Available records:

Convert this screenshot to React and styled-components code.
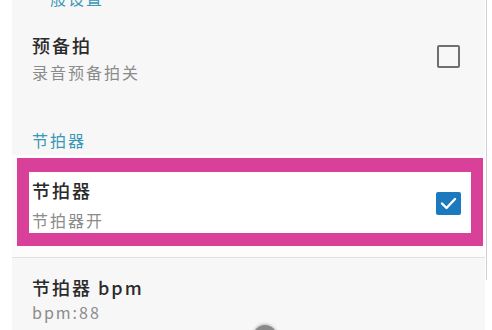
import styled, { createGlobalStyle } from "styled-components";

const GlobalStyle = createGlobalStyle`
    html, body {
        margin: 0;
        padding: 0;
        background: #ffffff;
    }
    #root {
        width: 492px;
        height: 330px;
        overflow: hidden;
    }
`

const Frame = styled.div`
    width: 492px;
    height: 330px;
    display: flex;
    position: relative;
    overflow: hidden;
    font-family: "Noto Sans CJK SC", "Noto Sans", sans-serif;
`

const Gutter = styled.div`
    width: 12px;
    flex-shrink: 0;
    background: #ffffff;
`

const Content = styled.div`
    flex: 1;
    min-width: 0;
    background: #f7f7f7;
    display: flex;
    flex-direction: column;
`

const ScrollTrack = styled.div`
    width: 7px;
    flex-shrink: 0;
    background: #ffffff;
    display: flex;
`

const ScrollLine = styled.div`
    width: 1px;
    height: 280px;
    margin-left: 1px;
    background: #cfcfcf;
`

const SectionHeader = styled.div`
    padding-left: 20px;
    margin-top: ${p => p.$top}px;
    font-size: 16px;
    line-height: 20px;
    letter-spacing: 2px;
    color: #3a98b6;
`

const Row = styled.div`
    display: flex;
    align-items: center;
    padding: ${p => p.$pad};
`

const Texts = styled.div`
    flex: 1;
    display: flex;
    flex-direction: column;
`

const Title = styled.div`
    font-size: 18px;
    line-height: 24px;
    font-weight: 500;
    letter-spacing: 2px;
    color: #2a2a2a;
`

const Subtitle = styled.div`
    margin-top: ${p => p.$gap || 4}px;
    font-size: 16px;
    line-height: 22px;
    letter-spacing: 2px;
    color: #8b8b8b;
`

const SelectedRow = styled.div`
    margin-top: 5px;
    padding: 3px 2px 11px 5px;
    background: #fcfcfc;
    border-bottom: 1px solid #e1e1e1;
`

const Highlight = styled.div`
    border: 12px solid #d8409a;
    border-top-width: 14px;
    border-bottom-width: 13px;
    height: 55px;
    overflow: hidden;
    background: #ffffff;
    display: flex;
    padding: 6px 10px 0 3px;
`

const Box = styled.div`
    width: 19px;
    height: 19px;
    border: 2px solid #6f6f6f;
    border-radius: 2px;
    margin-right: 25px;
    margin-top: ${p => p.$top || 0}px;
`

const CheckedBox = styled.div`
    width: 25px;
    height: 23px;
    border-radius: 2px;
    background: #1c79bd;
    display: flex;
    align-items: center;
    justify-content: center;
    margin-top: 14px;
`

const FloatingDot = styled.div`
    position: absolute;
    left: 253px;
    top: 325px;
    width: 24px;
    height: 24px;
    border-radius: 50%;
    background: #8a8a8a;
    box-shadow: 0 -1px 3px rgba(0, 0, 0, 0.25);
`

const App = () => {
    return (
        <Frame>
            <GlobalStyle />
            <Gutter />
            <Content>
                <SectionHeader $top={-12}>一般设置</SectionHeader>
                <Row $pad="25px 0 0 20px">
                    <Texts>
                        <Title>预备拍</Title>
                        <Subtitle>录音预备拍关</Subtitle>
                    </Texts>
                    <Box $top={-4} />
                </Row>
                <SectionHeader $top={47}>节拍器</SectionHeader>
                <SelectedRow>
                    <Highlight>
                        <Texts>
                            <Title>节拍器</Title>
                            <Subtitle $gap={7}>节拍器开</Subtitle>
                        </Texts>
                        <CheckedBox>
                            <svg width="17" height="13" viewBox="0 0 17 13">
                                <path d="M2 6.5 L6.5 11 L15 2" fill="none" stroke="#ffffff" strokeWidth="2.4" strokeLinecap="round" strokeLinejoin="round" />
                            </svg>
                        </CheckedBox>
                    </Highlight>
                </SelectedRow>
                <Row $pad="17px 0 0 20px">
                    <Texts>
                        <Title>节拍器 bpm</Title>
                        <Subtitle $gap={2}>bpm:88</Subtitle>
                    </Texts>
                </Row>
            </Content>
            <ScrollTrack>
                <ScrollLine />
            </ScrollTrack>
            <FloatingDot />
        </Frame>
    );
};

export default App;
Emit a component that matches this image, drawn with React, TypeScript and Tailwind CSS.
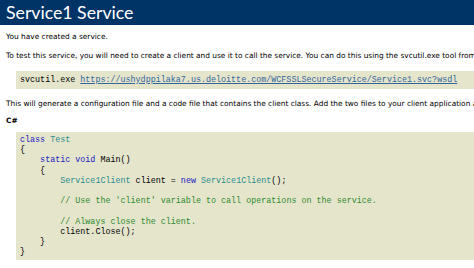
const kw = "text-[#2020c0]";
const ty = "text-[#2b8c8c]";
const cm = "text-[#2e8b2e]";

function Code() {
  return (
    <pre className="ml-[10px] mt-[6px] bg-[#e5e5cc] pl-[4px] pt-[3px] pb-[3px] font-['Liberation_Mono',monospace] text-[8.4px] leading-[10.2px] text-black">
      <span className={kw}>class</span> <span className={ty}>Test</span>
      {"\n{\n    "}
      <span className={kw}>static</span> <span className={kw}>void</span> Main()
      {"\n    {\n        "}
      <span className={ty}>Service1Client</span> client = <span className={kw}>new</span>{" "}
      <span className={ty}>Service1Client</span>();
      {"\n\n        "}
      <span className={cm}>// Use the 'client' variable to call operations on the service.</span>
      {"\n\n        "}
      <span className={cm}>// Always close the client.</span>
      {"\n        client.Close();\n    }\n}"}
    </pre>
  );
}

export default function App() {
  return (
    <div className="w-[474px] h-[268px] overflow-hidden bg-white">
      <div className="h-[25px] bg-[#003366] pl-[6px] text-white font-['Lato',sans-serif] text-[17.7px] leading-[25px]">
        Service1 Service
      </div>
      <div className="pl-[6px] whitespace-nowrap font-['DejaVu_Sans',sans-serif] text-[7.4px] leading-[10px] text-black">
        <p className="mt-[7px]">You have created a service.</p>
        <p className="mt-[9px]">
          To test this service, you will need to create a client and use it to call the service. You can do this using the svcutil.exe tool from the command line with the following syntax:
        </p>
        <div className="ml-[10px] mt-[10px] h-[18px] bg-[#e5e5cc] pl-[4px] flex items-center font-['Liberation_Mono',monospace] text-[8.4px]">
          <span>svcutil.exe&nbsp;</span>
          <a href="#" className="text-[#336699] underline">
            https://ushydppilaka7.us.deloitte.com/WCFSSLSecureService/Service1.svc?wsdl
          </a>
        </div>
        <p className="mt-[10px]">
          This will generate a configuration file and a code file that contains the client class. Add the two files to your client application and use the generated client class to call the Service.
        </p>
        <p className="mt-[7px] font-bold">C#</p>
        <Code />
      </div>
    </div>
  );
}
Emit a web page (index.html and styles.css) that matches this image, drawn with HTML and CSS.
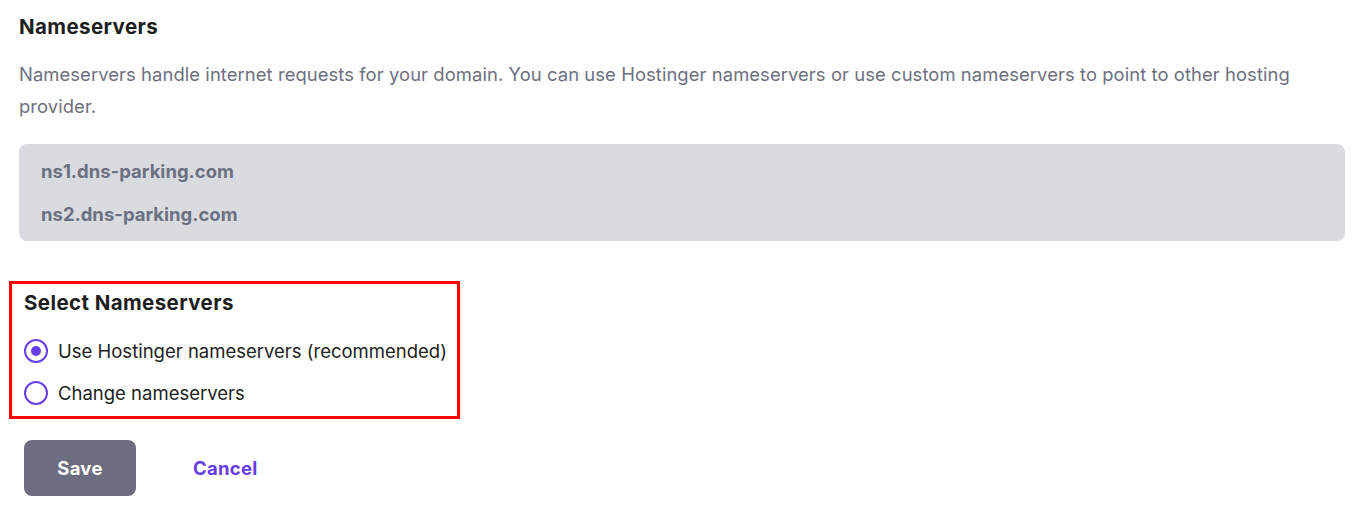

The request:
Give every record back exactly as it reads, with no images.

Exercise output:
Convert this screenshot to React and styled-components code.
import styled, { createGlobalStyle } from "styled-components";

const GlobalStyle = createGlobalStyle`
    html, body {
        margin: 0;
        padding: 0;
        background: #ffffff;
    }
    #root {
        width: 492px;
        height: 330px;
        overflow: hidden;
    }
`

const Frame = styled.div`
    width: 492px;
    height: 330px;
    display: flex;
    position: relative;
    overflow: hidden;
    font-family: "Noto Sans CJK SC", "Noto Sans", sans-serif;
`

const Gutter = styled.div`
    width: 12px;
    flex-shrink: 0;
    background: #ffffff;
`

const Content = styled.div`
    flex: 1;
    min-width: 0;
    background: #f7f7f7;
    display: flex;
    flex-direction: column;
`

const ScrollTrack = styled.div`
    width: 7px;
    flex-shrink: 0;
    background: #ffffff;
    display: flex;
`

const ScrollLine = styled.div`
    width: 1px;
    height: 280px;
    margin-left: 1px;
    background: #cfcfcf;
`

const SectionHeader = styled.div`
    padding-left: 20px;
    margin-top: ${p => p.$top}px;
    font-size: 16px;
    line-height: 20px;
    letter-spacing: 2px;
    color: #3a98b6;
`

const Row = styled.div`
    display: flex;
    align-items: center;
    padding: ${p => p.$pad};
`

const Texts = styled.div`
    flex: 1;
    display: flex;
    flex-direction: column;
`

const Title = styled.div`
    font-size: 18px;
    line-height: 24px;
    font-weight: 500;
    letter-spacing: 2px;
    color: #2a2a2a;
`

const Subtitle = styled.div`
    margin-top: ${p => p.$gap || 4}px;
    font-size: 16px;
    line-height: 22px;
    letter-spacing: 2px;
    color: #8b8b8b;
`

const SelectedRow = styled.div`
    margin-top: 5px;
    padding: 3px 2px 11px 5px;
    background: #fcfcfc;
    border-bottom: 1px solid #e1e1e1;
`

const Highlight = styled.div`
    border: 12px solid #d8409a;
    border-top-width: 14px;
    border-bottom-width: 13px;
    height: 55px;
    overflow: hidden;
    background: #ffffff;
    display: flex;
    padding: 6px 10px 0 3px;
`

const Box = styled.div`
    width: 19px;
    height: 19px;
    border: 2px solid #6f6f6f;
    border-radius: 2px;
    margin-right: 25px;
    margin-top: ${p => p.$top || 0}px;
`

const CheckedBox = styled.div`
    width: 25px;
    height: 23px;
    border-radius: 2px;
    background: #1c79bd;
    display: flex;
    align-items: center;
    justify-content: center;
    margin-top: 14px;
`

const FloatingDot = styled.div`
    position: absolute;
    left: 253px;
    top: 325px;
    width: 24px;
    height: 24px;
    border-radius: 50%;
    background: #8a8a8a;
    box-shadow: 0 -1px 3px rgba(0, 0, 0, 0.25);
`

const App = () => {
    return (
        <Frame>
            <GlobalStyle />
            <Gutter />
            <Content>
                <SectionHeader $top={-12}>一般设置</SectionHeader>
                <Row $pad="25px 0 0 20px">
                    <Texts>
                        <Title>预备拍</Title>
                        <Subtitle>录音预备拍关</Subtitle>
                    </Texts>
                    <Box $top={-4} />
                </Row>
                <SectionHeader $top={47}>节拍器</SectionHeader>
                <SelectedRow>
                    <Highlight>
                        <Texts>
                            <Title>节拍器</Title>
                            <Subtitle $gap={7}>节拍器开</Subtitle>
                        </Texts>
                        <CheckedBox>
                            <svg width="17" height="13" viewBox="0 0 17 13">
                                <path d="M2 6.5 L6.5 11 L15 2" fill="none" stroke="#ffffff" strokeWidth="2.4" strokeLinecap="round" strokeLinejoin="round" />
                            </svg>
                        </CheckedBox>
                    </Highlight>
                </SelectedRow>
                <Row $pad="17px 0 0 20px">
                    <Texts>
                        <Title>节拍器 bpm</Title>
                        <Subtitle $gap={2}>bpm:88</Subtitle>
                    </Texts>
                </Row>
            </Content>
            <ScrollTrack>
                <ScrollLine />
            </ScrollTrack>
            <FloatingDot />
        </Frame>
    );
};

export default App;
Emit a component that matches this image, drawn with React, TypeScript and Tailwind CSS.
const kw = "text-[#2020c0]";
const ty = "text-[#2b8c8c]";
const cm = "text-[#2e8b2e]";

function Code() {
  return (
    <pre className="ml-[10px] mt-[6px] bg-[#e5e5cc] pl-[4px] pt-[3px] pb-[3px] font-['Liberation_Mono',monospace] text-[8.4px] leading-[10.2px] text-black">
      <span className={kw}>class</span> <span className={ty}>Test</span>
      {"\n{\n    "}
      <span className={kw}>static</span> <span className={kw}>void</span> Main()
      {"\n    {\n        "}
      <span className={ty}>Service1Client</span> client = <span className={kw}>new</span>{" "}
      <span className={ty}>Service1Client</span>();
      {"\n\n        "}
      <span className={cm}>// Use the 'client' variable to call operations on the service.</span>
      {"\n\n        "}
      <span className={cm}>// Always close the client.</span>
      {"\n        client.Close();\n    }\n}"}
    </pre>
  );
}

export default function App() {
  return (
    <div className="w-[474px] h-[268px] overflow-hidden bg-white">
      <div className="h-[25px] bg-[#003366] pl-[6px] text-white font-['Lato',sans-serif] text-[17.7px] leading-[25px]">
        Service1 Service
      </div>
      <div className="pl-[6px] whitespace-nowrap font-['DejaVu_Sans',sans-serif] text-[7.4px] leading-[10px] text-black">
        <p className="mt-[7px]">You have created a service.</p>
        <p className="mt-[9px]">
          To test this service, you will need to create a client and use it to call the service. You can do this using the svcutil.exe tool from the command line with the following syntax:
        </p>
        <div className="ml-[10px] mt-[10px] h-[18px] bg-[#e5e5cc] pl-[4px] flex items-center font-['Liberation_Mono',monospace] text-[8.4px]">
          <span>svcutil.exe&nbsp;</span>
          <a href="#" className="text-[#336699] underline">
            https://ushydppilaka7.us.deloitte.com/WCFSSLSecureService/Service1.svc?wsdl
          </a>
        </div>
        <p className="mt-[10px]">
          This will generate a configuration file and a code file that contains the client class. Add the two files to your client application and use the generated client class to call the Service.
        </p>
        <p className="mt-[7px] font-bold">C#</p>
        <Code />
      </div>
    </div>
  );
}
Emit a web page (index.html and styles.css) that matches this image, drawn with HTML and CSS.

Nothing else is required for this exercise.